- _Data_:
┌──

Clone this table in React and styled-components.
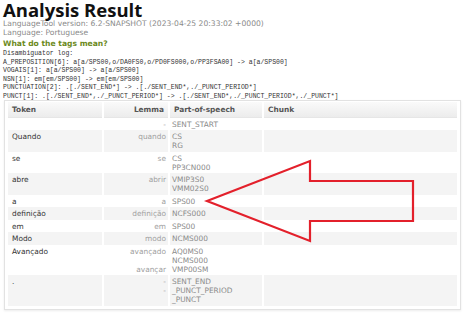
import React from "react";
import styled, { createGlobalStyle } from "styled-components";

const GlobalStyle = createGlobalStyle`
  html, body {
    margin: 0;
    padding: 0;
    background: #fff;
  }
  body {
    font-family: "DejaVu Sans", Verdana, sans-serif;
    width: 474px;
    height: 315px;
    overflow: hidden;
  }
`;

const rows = [
  { token: "", lemma: ["-"], pos: ["SENT_START"] },
  { token: "Quando", lemma: ["quando"], pos: ["CS", "RG"] },
  { token: "se", lemma: ["se"], pos: ["CS", "PP3CN000"] },
  { token: "abre", lemma: ["abrir"], pos: ["VMIP3S0", "VMM02S0"] },
  { token: "a", lemma: ["a"], pos: ["SPS00"] },
  { token: "definição", lemma: ["definição"], pos: ["NCFS000"] },
  { token: "em", lemma: ["em"], pos: ["SPS00"] },
  { token: "Modo", lemma: ["modo"], pos: ["NCMS000"] },
  { token: "Avançado", lemma: ["avançado", "", "avançar"], pos: ["AQ0MS0", "NCMS000", "VMP00SM"] },
  { token: ".", lemma: ["-", "-"], pos: ["SENT_END", "_PUNCT_PERIOD", "_PUNCT"] }
];

const logLines = [
  "Disambiguator log:",
  "A_PREPOSITION[6]: a[a/SPS00,o/DA0FS0,o/PD0FS000,o/PP3FSA00] -> a[a/SPS00]",
  "VOGAIS[1]: a[a/SPS00] -> a[a/SPS00]",
  "NSN[1]: em[em/SPS00] -> em[em/SPS00]",
  "PUNCTUATION[2]: .[./SENT_END*] -> .[./SENT_END*,./_PUNCT_PERIOD*]",
  "PUNCT[1]: .[./SENT_END*,./_PUNCT_PERIOD*] -> .[./SENT_END*,./_PUNCT_PERIOD*,./_PUNCT*]"
];

const App = () => {
  return (
    <>
      <GlobalStyle />
      <Page>
        <Title>Analysis Result</Title>
        <Meta>LanguageTool version: 6.2-SNAPSHOT (2023-04-25 20:33:02 +0000)</Meta>
        <Meta>Language: Portuguese</Meta>
        <TagsLink>What do the tags mean?</TagsLink>
        <Log>{logLines.join("\n")}</Log>
        <TableBox>
          <Table>
            <thead>
              <tr>
                <Th>Token</Th>
                <Th $right>Lemma</Th>
                <Th>Part-of-speech</Th>
                <Th>Chunk</Th>
              </tr>
            </thead>
            <tbody>
              {rows.map((r, i) => (
                <Row key={i} $odd={i % 2 === 1}>
                  <TokenCell>{r.token}</TokenCell>
                  <LemmaCell>
                    {r.lemma.map((l, j) => (
                      <Line key={j}>{l || "\u00a0"}</Line>
                    ))}
                  </LemmaCell>
                  <PosCell>
                    {r.pos.map((p, j) => (
                      <Line key={j}>{p}</Line>
                    ))}
                  </PosCell>
                  <ChunkCell />
                </Row>
              ))}
            </tbody>
          </Table>
        </TableBox>
        <Arrow viewBox="0 0 474 315" width="474" height="315">
          <polygon
            points="207,201 310,161 310,181 413,181 413,221 310,221 310,241"
            fill="none"
            stroke="#e3202b"
            strokeWidth="2.2"
            strokeLinejoin="miter"
          />
        </Arrow>
      </Page>
    </>
  );
};

export default App;

const Page = styled.div`
    position: relative;
    padding: 0 3px;
    height: 315px;
  `,
  Title = styled.h1`
    margin: 0;
    font-family: "Open Sans", "DejaVu Sans", sans-serif;
    font-weight: 700;
    font-size: 18.5px;
    line-height: 19px;
    height: 19px;
    color: #111;
  `,
  Meta = styled.div`
    font-size: 7.6px;
    line-height: 9px;
    color: #8a8a8a;
  `,
  TagsLink = styled.div`
    margin-top: 2px;
    font-size: 7.6px;
    line-height: 10px;
    font-weight: 700;
    color: #6c8a1c;
  `,
  Log = styled.pre`
    margin: 1px 0 0;
    font-family: "Liberation Mono", "DejaVu Sans Mono", monospace;
    font-size: 6.5px;
    line-height: 8.6px;
    color: #333;
    white-space: pre;
  `,
  TableBox = styled.div`
    margin: -2px 10px 0 1px;
    border: 1px solid #e2e2e2;
    box-shadow: 0 1px 2px rgba(0, 0, 0, 0.08);
    padding: 1px 1px 3px;
  `,
  Table = styled.table`
    width: 100%;
    border-collapse: separate;
    border-spacing: 2px 0;
    font-size: 7.4px;
    line-height: 9px;
    td, th {
      vertical-align: top;
    }
  `,
  Th = styled.th`
    text-align: ${(p) => (p.$right ? "right" : "left")};
    font-weight: 700;
    color: #555;
    padding: 3px 4px 3px;
    height: 9px;
    background: linear-gradient(#fafafa, #ececec);
    border-bottom: 1px solid #e6e6e6;
  `,
  Row = styled.tr`
    background: ${(p) => (p.$odd ? "#f4f4f4" : "#fff")};
  `,
  TokenCell = styled.td`
    width: 86px;
    padding: 2px 4px 1.5px;
    color: #333;
  `,
  LemmaCell = styled.td`
    width: 58px;
    padding: 2px 2px 1.5px 4px;
    text-align: right;
    color: #a0a0a0;
  `,
  PosCell = styled.td`
    width: 86px;
    padding: 2px 4px 1.5px 2px;
    color: #8a8a8a;
  `,
  ChunkCell = styled.td`
    padding: 2px 4px 1.5px;
  `,
  Line = styled.div`
    white-space: nowrap;
  `,
  Arrow = styled.svg`
    position: absolute;
    left: 0;
    top: 0;
    pointer-events: none;
  `;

└──

- _Objective_: Output the data above without changes, apart from leaving out the pictures.

- _In response_:
Clone this table in React and styled-components.
import React from "react";
import styled, { createGlobalStyle } from "styled-components";

const GlobalStyle = createGlobalStyle`
  html, body {
    margin: 0;
    padding: 0;
    background: #fff;
  }
  body {
    font-family: "DejaVu Sans", Verdana, sans-serif;
    width: 474px;
    height: 315px;
    overflow: hidden;
  }
`;

const rows = [
  { token: "", lemma: ["-"], pos: ["SENT_START"] },
  { token: "Quando", lemma: ["quando"], pos: ["CS", "RG"] },
  { token: "se", lemma: ["se"], pos: ["CS", "PP3CN000"] },
  { token: "abre", lemma: ["abrir"], pos: ["VMIP3S0", "VMM02S0"] },
  { token: "a", lemma: ["a"], pos: ["SPS00"] },
  { token: "definição", lemma: ["definição"], pos: ["NCFS000"] },
  { token: "em", lemma: ["em"], pos: ["SPS00"] },
  { token: "Modo", lemma: ["modo"], pos: ["NCMS000"] },
  { token: "Avançado", lemma: ["avançado", "", "avançar"], pos: ["AQ0MS0", "NCMS000", "VMP00SM"] },
  { token: ".", lemma: ["-", "-"], pos: ["SENT_END", "_PUNCT_PERIOD", "_PUNCT"] }
];

const logLines = [
  "Disambiguator log:",
  "A_PREPOSITION[6]: a[a/SPS00,o/DA0FS0,o/PD0FS000,o/PP3FSA00] -> a[a/SPS00]",
  "VOGAIS[1]: a[a/SPS00] -> a[a/SPS00]",
  "NSN[1]: em[em/SPS00] -> em[em/SPS00]",
  "PUNCTUATION[2]: .[./SENT_END*] -> .[./SENT_END*,./_PUNCT_PERIOD*]",
  "PUNCT[1]: .[./SENT_END*,./_PUNCT_PERIOD*] -> .[./SENT_END*,./_PUNCT_PERIOD*,./_PUNCT*]"
];

const App = () => {
  return (
    <>
      <GlobalStyle />
      <Page>
        <Title>Analysis Result</Title>
        <Meta>LanguageTool version: 6.2-SNAPSHOT (2023-04-25 20:33:02 +0000)</Meta>
        <Meta>Language: Portuguese</Meta>
        <TagsLink>What do the tags mean?</TagsLink>
        <Log>{logLines.join("\n")}</Log>
        <TableBox>
          <Table>
            <thead>
              <tr>
                <Th>Token</Th>
                <Th $right>Lemma</Th>
                <Th>Part-of-speech</Th>
                <Th>Chunk</Th>
              </tr>
            </thead>
            <tbody>
              {rows.map((r, i) => (
                <Row key={i} $odd={i % 2 === 1}>
                  <TokenCell>{r.token}</TokenCell>
                  <LemmaCell>
                    {r.lemma.map((l, j) => (
                      <Line key={j}>{l || "\u00a0"}</Line>
                    ))}
                  </LemmaCell>
                  <PosCell>
                    {r.pos.map((p, j) => (
                      <Line key={j}>{p}</Line>
                    ))}
                  </PosCell>
                  <ChunkCell />
                </Row>
              ))}
            </tbody>
          </Table>
        </TableBox>
        <Arrow viewBox="0 0 474 315" width="474" height="315">
          <polygon
            points="207,201 310,161 310,181 413,181 413,221 310,221 310,241"
            fill="none"
            stroke="#e3202b"
            strokeWidth="2.2"
            strokeLinejoin="miter"
          />
        </Arrow>
      </Page>
    </>
  );
};

export default App;

const Page = styled.div`
    position: relative;
    padding: 0 3px;
    height: 315px;
  `,
  Title = styled.h1`
    margin: 0;
    font-family: "Open Sans", "DejaVu Sans", sans-serif;
    font-weight: 700;
    font-size: 18.5px;
    line-height: 19px;
    height: 19px;
    color: #111;
  `,
  Meta = styled.div`
    font-size: 7.6px;
    line-height: 9px;
    color: #8a8a8a;
  `,
  TagsLink = styled.div`
    margin-top: 2px;
    font-size: 7.6px;
    line-height: 10px;
    font-weight: 700;
    color: #6c8a1c;
  `,
  Log = styled.pre`
    margin: 1px 0 0;
    font-family: "Liberation Mono", "DejaVu Sans Mono", monospace;
    font-size: 6.5px;
    line-height: 8.6px;
    color: #333;
    white-space: pre;
  `,
  TableBox = styled.div`
    margin: -2px 10px 0 1px;
    border: 1px solid #e2e2e2;
    box-shadow: 0 1px 2px rgba(0, 0, 0, 0.08);
    padding: 1px 1px 3px;
  `,
  Table = styled.table`
    width: 100%;
    border-collapse: separate;
    border-spacing: 2px 0;
    font-size: 7.4px;
    line-height: 9px;
    td, th {
      vertical-align: top;
    }
  `,
  Th = styled.th`
    text-align: ${(p) => (p.$right ? "right" : "left")};
    font-weight: 700;
    color: #555;
    padding: 3px 4px 3px;
    height: 9px;
    background: linear-gradient(#fafafa, #ececec);
    border-bottom: 1px solid #e6e6e6;
  `,
  Row = styled.tr`
    background: ${(p) => (p.$odd ? "#f4f4f4" : "#fff")};
  `,
  TokenCell = styled.td`
    width: 86px;
    padding: 2px 4px 1.5px;
    color: #333;
  `,
  LemmaCell = styled.td`
    width: 58px;
    padding: 2px 2px 1.5px 4px;
    text-align: right;
    color: #a0a0a0;
  `,
  PosCell = styled.td`
    width: 86px;
    padding: 2px 4px 1.5px 2px;
    color: #8a8a8a;
  `,
  ChunkCell = styled.td`
    padding: 2px 4px 1.5px;
  `,
  Line = styled.div`
    white-space: nowrap;
  `,
  Arrow = styled.svg`
    position: absolute;
    left: 0;
    top: 0;
    pointer-events: none;
  `;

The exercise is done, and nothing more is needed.